The upside of having Horford be the one to control the glass is his ability to “grab and go,” quickly turning a missed shot into a transition possession or his willingness to hit “pitch ahead” passes to players that are leaking out after the missed shot. You can see the veteran grab the rebound and kick it to Marcus Smart, who is already closing in on the half-court line, which allows Boston to flow into their offensive sets way before Milwaukee has begun setting their defense.
Beyond controlling the glass, Boston’s elder statesman was also a reliable defender on the perimeter and did a fantastic job when being switched onto shooters or shifty guards. Horford spent most of his time matched up with Giannis in the first two games of this series, and that didn’t change in Game 3, as he held the superstar forward for 33.3% shooting from the field, forcing two turnovers in the process.
Horford also spent considerable time guarding the Bucks’ other two bigs, Brook Lopez and Bobby Portis, limiting both of them to sub-par shooting nights. He was also valuable on the perimeter, forcing Jrue Holiday into 2-of-6 shooting and 1-of-4 from three.
Horford’s game isn’t reliant on athleticism, verticality, or quick-twitch muscles. Instead, he offers a physical, methodical, and well-rounded approach that lends itself to longevity at the highest level, and against Milwaukee on Saturday, we got a first-hand glimpse of what a well-rested Horford is capable of.
However, as many of us know, the downside to aging is that recovery times begin to creep up, and additional rest is needed to reach optimum performance levels. As such, it’s no coincidence that Horford’s best game of the season came off the back of a three-day rest period – something that is seldom afforded to NBA players.

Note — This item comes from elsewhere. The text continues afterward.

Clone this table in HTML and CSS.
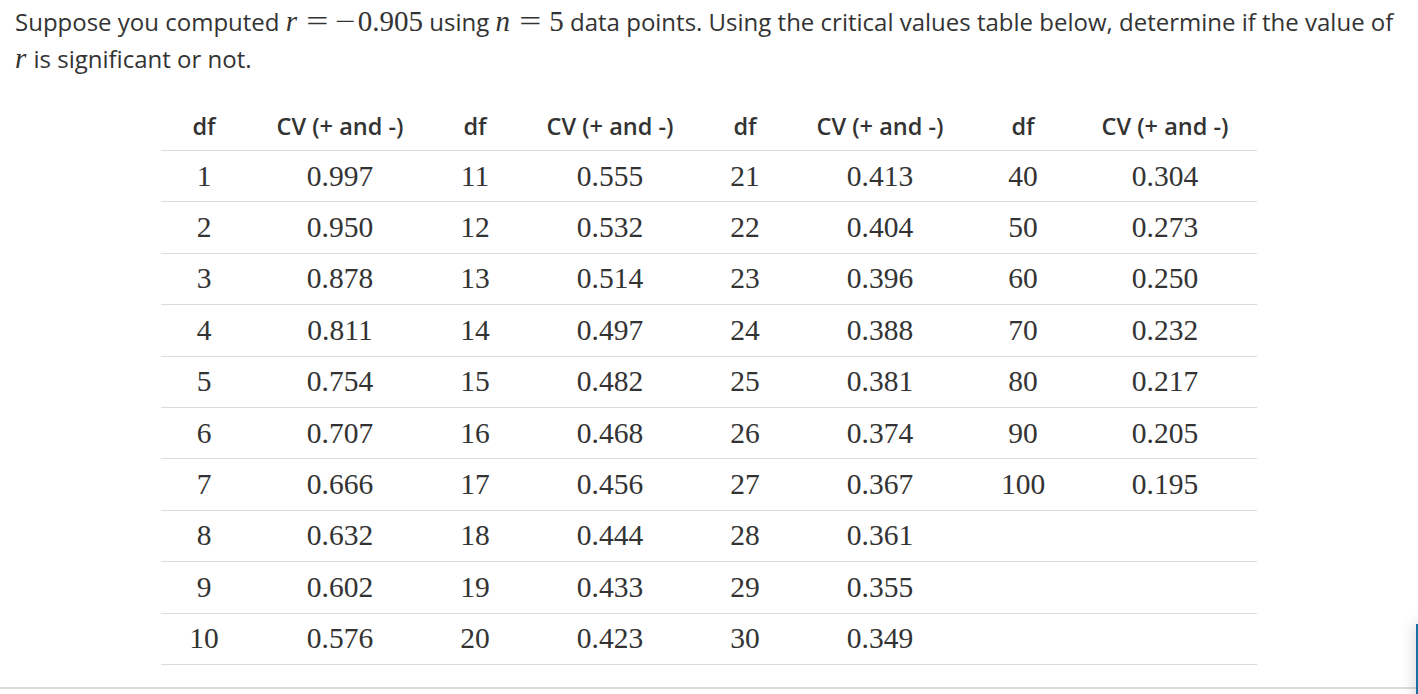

Still, while the Celtics fell short at the final buzzer (Horford didn’t deserve to be the player to miss the final shot), the team would never have been in the mix during those final possessions if it wasn’t for their versatile big man’s performance throughout the game. And if he can reproduce that form again on Monday night for Game 4, the Celtics will have every chance of evening up the series before heading back to Boston later this week.